Manage Users and Groups

Introduction: Managing users and groups on a Linux system is fundamental for system administrators to control access permissions, ensure security, and facilitate effective resource management. This module covers creating, modifying, and deleting user accounts, implementing password management policies, and administering groups.

1. Manipulating User Accounts

Introduction and Fundamentals: User accounts are essential for identifying and authenticating individuals accessing the system. Each user account is associated with a username (login name), a unique user ID (UID), a primary group ID (GID), and optionally, additional supplementary groups. Manipulating user accounts involves creating new users, modifying existing accounts, and deleting accounts that are no longer needed.


  • Create a User (useradd):

useradd <username>

This command adds a new user to the system with default settings. It creates a home directory (/home/<username> by default), assigns a UID and GID, and sets the default shell specified in /etc/default/useradd.
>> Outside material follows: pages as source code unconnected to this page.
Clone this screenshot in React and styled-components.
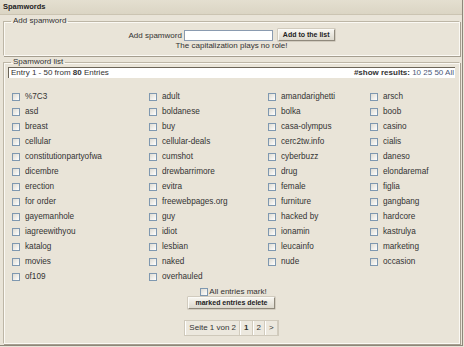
import styled, { createGlobalStyle } from "styled-components";

const words = [
    "%7C3", "adult", "amandarighetti", "arsch",
    "asd", "boldanese", "bolka", "boob",
    "breast", "buy", "casa-olympus", "casino",
    "cellular", "cellular-deals", "cerc2tw.info", "cialis",
    "constitutionpartyofwa", "cumshot", "cyberbuzz", "daneso",
    "dicembre", "drewbarrimore", "drug", "elondaremaf",
    "erection", "evitra", "female", "figlia",
    "for order", "freewebpages.org", "furniture", "gangbang",
    "gayemanhole", "guy", "hacked by", "hardcore",
    "iagreewithyou", "idiot", "ionamin", "kastrulya",
    "katalog", "lesbian", "leucainfo", "marketing",
    "movies", "naked", "nude", "occasion",
    "of109", "overhauled",
];

const Global = createGlobalStyle`
    body{
        margin: 0;
        background-color: #e9e4d8;
        font-family: "Liberation Sans", Arial, sans-serif;
        font-size: 8px;
        color: #333333;
    }
`

export default function App(){
    return(
        <Page>
            <Global />
            <Header>Spamwords</Header>
            <Body>
                <Box>
                    <Legend>Add spamword</Legend>
                    <AddRow>
                        <span>Add spamword</span>
                        <TextInput type="text" />
                        <Button>Add to the list</Button>
                    </AddRow>
                    <Note>The capitalization plays no role!</Note>
                </Box>
                <Box $grow>
                    <Legend>Spamword list</Legend>
                    <Bar>
                        <span>Entry 1 - 50 from <b>80</b> Entries</span>
                        <span><b>#show results:</b> <Link>10</Link> <Link>25</Link> <Link>50</Link> <Link>All</Link></span>
                    </Bar>
                    <Grid>
                        {words.map((w) => (
                            <Item key={w}>
                                <Check type="checkbox" />
                                <span>{w}</span>
                            </Item>
                        ))}
                    </Grid>
                    <Footer>
                        <MarkAll>
                            <Check type="checkbox" />
                            <span>All entries mark!</span>
                        </MarkAll>
                        <Button $wide>marked entries delete</Button>
                        <Pager>
                            <Cell>Seite 1 von 2</Cell>
                            <Cell $current>1</Cell>
                            <Cell>2</Cell>
                            <Cell>&gt;</Cell>
                        </Pager>
                    </Footer>
                </Box>
            </Body>
        </Page>
    )
}

const Page = styled.div`
    box-sizing: border-box;
    width: 463px;
    height: 346px;
    border-right: 1px solid #8e877a;
    border-bottom: 1px solid #8e877a;
    display: flex;
    flex-direction: column;
`

const Header = styled.div`
    height: 14px;
    line-height: 14px;
    padding-left: 3px;
    font-weight: bold;
    font-size: 7.5px;
    color: #222222;
    background: linear-gradient(#e4dfd0, #dbd5c4);
    border-bottom: 1px solid #cbc4b2;
`

const Body = styled.div`
    flex: 1;
    display: flex;
    flex-direction: column;
    padding: 1px 2px 1px 3px;
`

const Box = styled.fieldset`
    margin: 0;
    padding: 0 4px 4px 4px;
    border-color: #bdb6a6 #fbf9f4 #fbf9f4 #bdb6a6;
    border-style: solid;
    border-width: 1px;
    box-shadow: inset 1px 1px 0 #fbf9f4, 1px 1px 0 #a59e8f;
    min-width: 0;
    ${(p) => p.$grow && `flex: 1; margin-top: 1px;`}
`

const Legend = styled.legend`
    margin-left: 3px;
    padding: 0 2px;
    font-size: 8px;
    line-height: 10px;
    color: #333333;
`

const AddRow = styled.div`
    display: flex;
    justify-content: center;
    align-items: center;
    gap: 2px;
    margin-top: 3px;
`

const TextInput = styled.input`
    box-sizing: border-box;
    width: 89px;
    height: 11px;
    margin: 0 3px 0 0;
    padding: 0;
    border: 1px solid #8a9bb0;
    background: #ffffff;
`

const Button = styled.button`
    box-sizing: border-box;
    height: 12px;
    padding: 0 ${(p) => (p.$wide ? "7px" : "4px")};
    font-family: "Liberation Sans", Arial, sans-serif;
    font-size: 7px;
    font-weight: bold;
    color: #222222;
    background: linear-gradient(#f6f4ee, #dcd8cd);
    border: 1px solid #fbfaf6;
    border-right-color: #8f897c;
    border-bottom-color: #8f897c;
    box-shadow: 0 0 0 0.5px #b8b2a4;
    line-height: 10px;
`

const Note = styled.div`
    text-align: center;
    line-height: 10px;
`

const Bar = styled.div`
    display: flex;
    justify-content: space-between;
    align-items: center;
    height: 10px;
    padding: 0 1px 0 2px;
    background: #ffffff;
    border-top: 1px solid #6c6558;
    border-left: 1px solid #6c6558;
    line-height: 10px;
`

const Link = styled.span`
    color: #4c5a78;
`

const Grid = styled.div`
    display: grid;
    grid-template-columns: 137px 119px 102px 1fr;
    grid-auto-rows: 15px;
    margin-top: 11px;
    padding-left: 4px;
`

const Item = styled.div`
    display: flex;
    align-items: center;
    gap: 5px;
    font-size: 8.2px;
`

const Check = styled.input`
    appearance: none;
    box-sizing: border-box;
    width: 8px;
    height: 8px;
    margin: 0;
    border: 1px solid #7f98b0;
    background: linear-gradient(135deg, #dedbd2, #ffffff);
`

const Footer = styled.div`
    display: flex;
    flex-direction: column;
    align-items: center;
    margin-top: 2px;
`

const MarkAll = styled.div`
    display: flex;
    align-items: center;
    gap: 1px;
    height: 11px;
    margin-left: 4px;
`

const Pager = styled.div`
    display: flex;
    margin-top: 11px;
    border: 1px solid #cfc9bb;
    background: #ece8de;
`

const Cell = styled.div`
    height: 14px;
    line-height: 14px;
    padding: 0 3px;
    border-left: 1px solid #ffffff;
    border-right: 1px solid #d2ccbe;
    font-weight: ${(p) => (p.$current ? "bold" : "normal")};
`
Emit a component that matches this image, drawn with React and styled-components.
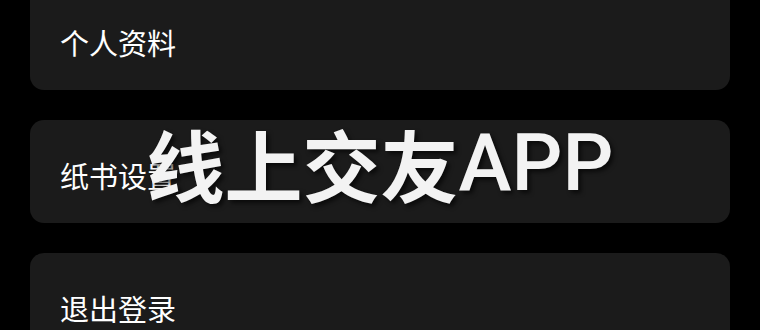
import React from "react";
import styled, { createGlobalStyle } from "styled-components";

const GlobalStyle = createGlobalStyle`
  html, body {
    margin: 0;
    padding: 0;
    background: #000;
    overflow: hidden;
  }
  body {
    font-family: "Noto Sans CJK SC", "Noto Sans", sans-serif;
  }
`;

const Page = styled.div`
  display: flex;
  flex-direction: column;
  gap: 30px;
  padding: 0 30px;
  margin-top: -13px;
`;

const Card = styled.div`
  height: 103px;
  box-sizing: border-box;
  background-color: #1b1b1b;
  border-radius: 14px;
  display: flex;
  align-items: center;
  padding: 6px 30px 0;
  color: #fff;
  font-size: 29px;
`;

const Watermark = styled.div`
  position: fixed;
  inset: 0;
  display: flex;
  align-items: center;
  justify-content: center;
  pointer-events: none;
  color: #f3f3f3;
  font-size: 78px;
  font-weight: 700;
  text-shadow: 3px 3px 4px rgba(0, 0, 0, 0.6);
  padding-bottom: 4px;
`;

const Latin = styled.span`
  font-family: Roboto, "Noto Sans", sans-serif;
  font-weight: 500;
  font-size: 80px;
`;

const items = ["个人资料", "纸书设置", "退出登录"];

const App = () => {
  return (
    <>
      <GlobalStyle />
      <Page>
        {items.map(function (t) {
          return <Card key={t}>{t}</Card>;
        })}
      </Page>
      <Watermark>
        线上交友<Latin>APP</Latin>
      </Watermark>
    </>
  );
};

export default App;
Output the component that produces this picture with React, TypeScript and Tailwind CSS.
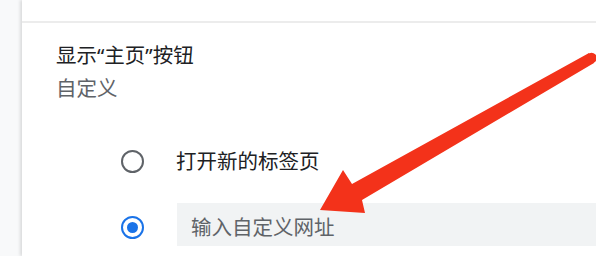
const font = { fontFamily: '"Noto Sans", "Noto Sans CJK SC", sans-serif' };

const Radio = ({ checked }: { checked?: boolean }) =>
  checked ? (
    <div className="w-[23px] h-[23px] rounded-full border-[2.5px] border-[#1a73e8] flex items-center justify-center">
      <div className="w-[11px] h-[11px] rounded-full bg-[#1a73e8]" />
    </div>
  ) : (
    <div className="w-[23px] h-[23px] rounded-full border-[2.5px] border-[#5f6368]" />
  );

export default function App() {
  return (
    <div className="relative w-[596px] h-[256px] flex overflow-hidden bg-white" style={font}>
      <div className="w-[22px] bg-[#f8f9fa]" />
      <div className="flex-1 bg-white shadow-[-2px_0_3px_rgba(0,0,0,0.12)]">
        <div className="h-[23px] border-b-2 border-[#ececec]" />
        <div className="pl-[34px] pt-[16px]">
          <div className="text-[20.5px] leading-[33px] text-[#202124]">显示“主页”按钮</div>
          <div className="text-[20.5px] leading-[33px] text-[#5f6368]">自定义</div>
        </div>
        <div className="mt-[39px] flex items-center h-[34px]">
          <div className="ml-[99px] w-[23px] flex justify-center">
            <Radio />
          </div>
          <span className="ml-[32px] text-[20.5px] text-[#202124]">打开新的标签页</span>
        </div>
        <div className="mt-[25px] flex items-center">
          <div className="ml-[99px] w-[23px] mt-[5px]">
            <Radio checked />
          </div>
          <div className="ml-[33px] flex-1 h-[43px] bg-[#f1f3f4] flex items-center pl-[14px] pt-[6px] text-[20.5px] text-[#5f6368]">
            输入自定义网址
          </div>
        </div>
      </div>
      <svg className="absolute inset-0 pointer-events-none" width="596" height="256" viewBox="0 0 596 256">
        <polygon
          points="320,210 343,170 352,184 589,53 594,63 362,200 365,213"
          fill="#f3321a"
          strokeLinejoin="round"
        />
        <circle cx="591.5" cy="58" r="5.3" fill="#f3321a" />
      </svg>
    </div>
  );
}
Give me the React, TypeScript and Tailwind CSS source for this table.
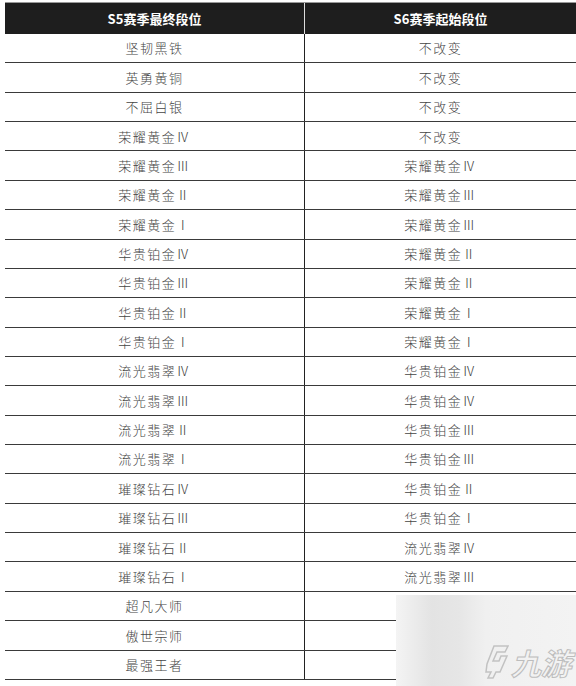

  • Modify User Account (usermod):

usermod <options> <username>

usermod modifies user account attributes such as the username, home directory path, default shell, user ID (UID), and group ID (GID). Options include -d for changing the home directory, -s for changing the login shell, and -g for changing the primary group.

  • Delete a User (userdel):

userdel <username>

userdel removes a user account from the system, along with their home directory and mailbox if specified. It does not remove files owned by the user in other locations unless the -r option is used to remove the home directory recursively.

  • View User Details (id):

id <username>

id displays information about a user, including their UID, GID, and supplementary group memberships. It provides a quick overview of the user’s access permissions and group associations.

2. Password Management and Aging

Introduction and Fundamentals: Password management involves setting policies that enforce security standards for user passwords. This includes configuring password complexity rules, expiration dates, and restrictions on password reuse to protect against unauthorized access.


  • Set Password (passwd):

passwd <username>

passwd allows users (or administrators) to set or change passwords. It prompts for the new password and verifies its strength according to system-defined password policies.

  • Password Aging Policies (chage):
    • Set Password Expiry Date:

chage -E <date> <username>

chage sets the expiration date for a user’s password. The -E option specifies the date in YYYY-MM-DD format when the password will expire.

  • Set Password Inactivity Period:

chage -I <days> <username>

chage sets the number of days of inactivity allowed before a password expires. The -I option specifies the number of days after password expiration until the account is locked.

  • View Password Aging Information:

chage -l <username>

chage displays the current password aging information for a user, including password expiration date, inactivity period, and other related settings.

3. Managing Groups

Introduction and Fundamentals: Groups are collections of user accounts that share common permissions and privileges. Group management involves creating new groups, modifying group attributes, adding or removing users from groups, and deleting groups that are no longer needed.


  • Create a Group (groupadd):

groupadd <groupname>

groupadd creates a new group with the specified group name. It assigns a unique group ID (GID) and adds the group to the system’s group database (/etc/group).

  • Modify Group (groupmod):

groupmod <options> <groupname>

groupmod modifies group attributes such as the group name or GID. Options include -g for changing the GID and -n for renaming the group.

  • Delete a Group (groupdel):

groupdel <groupname>

groupdel deletes a group from the system. It removes the group entry from /etc/group and any files or directories that had the group as their primary group.

  • Add User to a Group (usermod):

usermod -aG <groupname> <username>

usermod adds a user to a specified group. The -aG options append the user to the supplementary group list (/etc/group) without affecting their primary group.

  • Remove User from a Group (gpasswd):

gpasswd -d <username> <groupname>

gpasswd removes a user from a specified group. The -d option deletes the user from the group’s membership list in /etc/group.

Additional Points

  • Each command includes a detailed description of its purpose and usage, providing comprehensive insights into how to perform specific tasks related to user and group management effectively.
  • Understanding user and group management is critical for maintaining system security, organizing user access permissions, and facilitating efficient resource management.
  • Practical examples and scenarios enrich comprehension and facilitate practical application of knowledge in real-world Linux environments.

This study material provides a deep and comprehensive understanding of managing users and groups within a Linux environment, covering theoretical concepts and practical command usage in detail.